Recebida no Espaço Acolher, da Santa Casa de Belém, Kátia começou a se sentir melhor, especialmente pelo contato com outras mulheres e meninas na mesma situação. “A gente conversando começou a se abrir uma com a outra.” Nas reuniões, elas tiram as perucas e lenços que cobrem as cabeças marcadas. Compartilham suas dores. Desabafam, como diz Kátia: “Vamos contar a nossa história, como a gente está superando”.

A assistente social Luzia: espaço foi criado em Belém para acolher as vítimas e reduzir períodos de internação (MPT/Reprodução)

Ela acredita que é preciso uma lei para punir os responsáveis. “Se não fizer isso, nunca vai parar.

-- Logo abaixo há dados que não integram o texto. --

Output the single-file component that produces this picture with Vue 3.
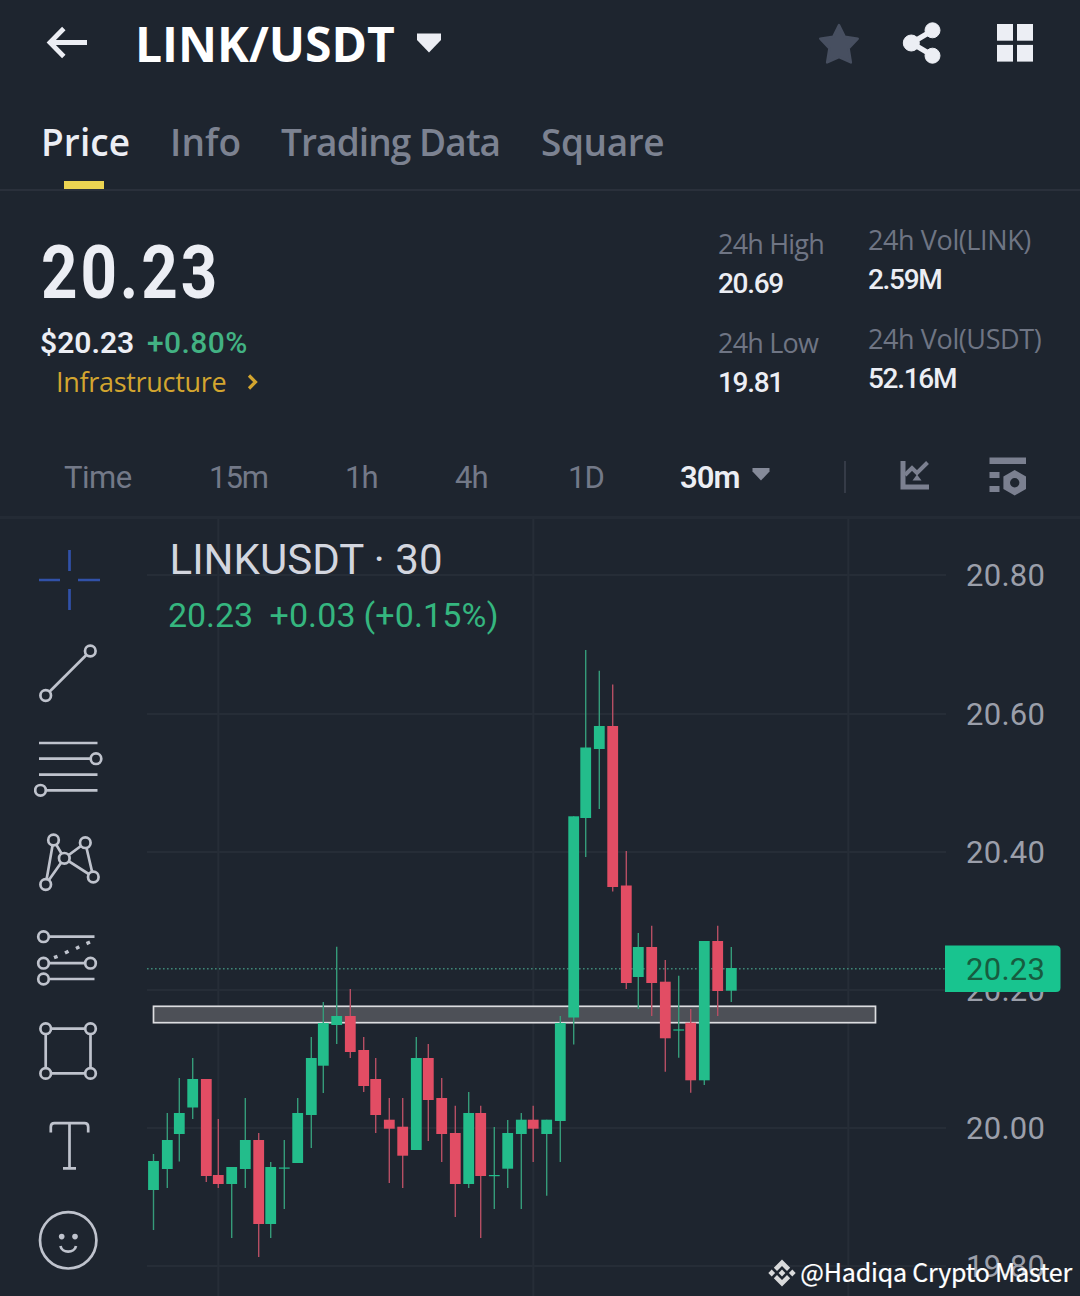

Na hora que tem acidente, todo mundo se sente mal, a família sofre, aquela loucura, mas na realidade, depois, quem vai ficar com as dores o resto da vida, o preconceito, aquele medo, é a vítima”, afirma.

É preciso prevenir

Coordenadora do Espaço Acolher, a assistente social Luzia Matos conta que o local surgiu em 2006, em substituição a um abrigo fechado. “Aí, você imagina: uma pessoa com uma ferida exposta, grave, ela tinha várias infecções… (…) Como todas são do interior do estado, a maioria do Marajó, liberar pra casa delas era entregar essa menina pra morte”, afirma, também em depoimento divulgado pelo Ministério Público.

Dessa forma, na Santa Casa, que se tornou referência nesse tipo de caso, se discutiu a necessidade de atendimento especializado, multidisciplinar e de longa duração. Um local, como diz o nome, que acolhesse as vítimas dos escalpelamento, até para reduzir os períodos de internação entre uma cirurgia e outra. “A prevenção é a saída. E como é que a gente previne? Com educação, formação, orientação, disciplina. É importante que os municípios assumam essa causa.” Para que as meninas possam, simplesmente, navegar pelos rios e pela vida.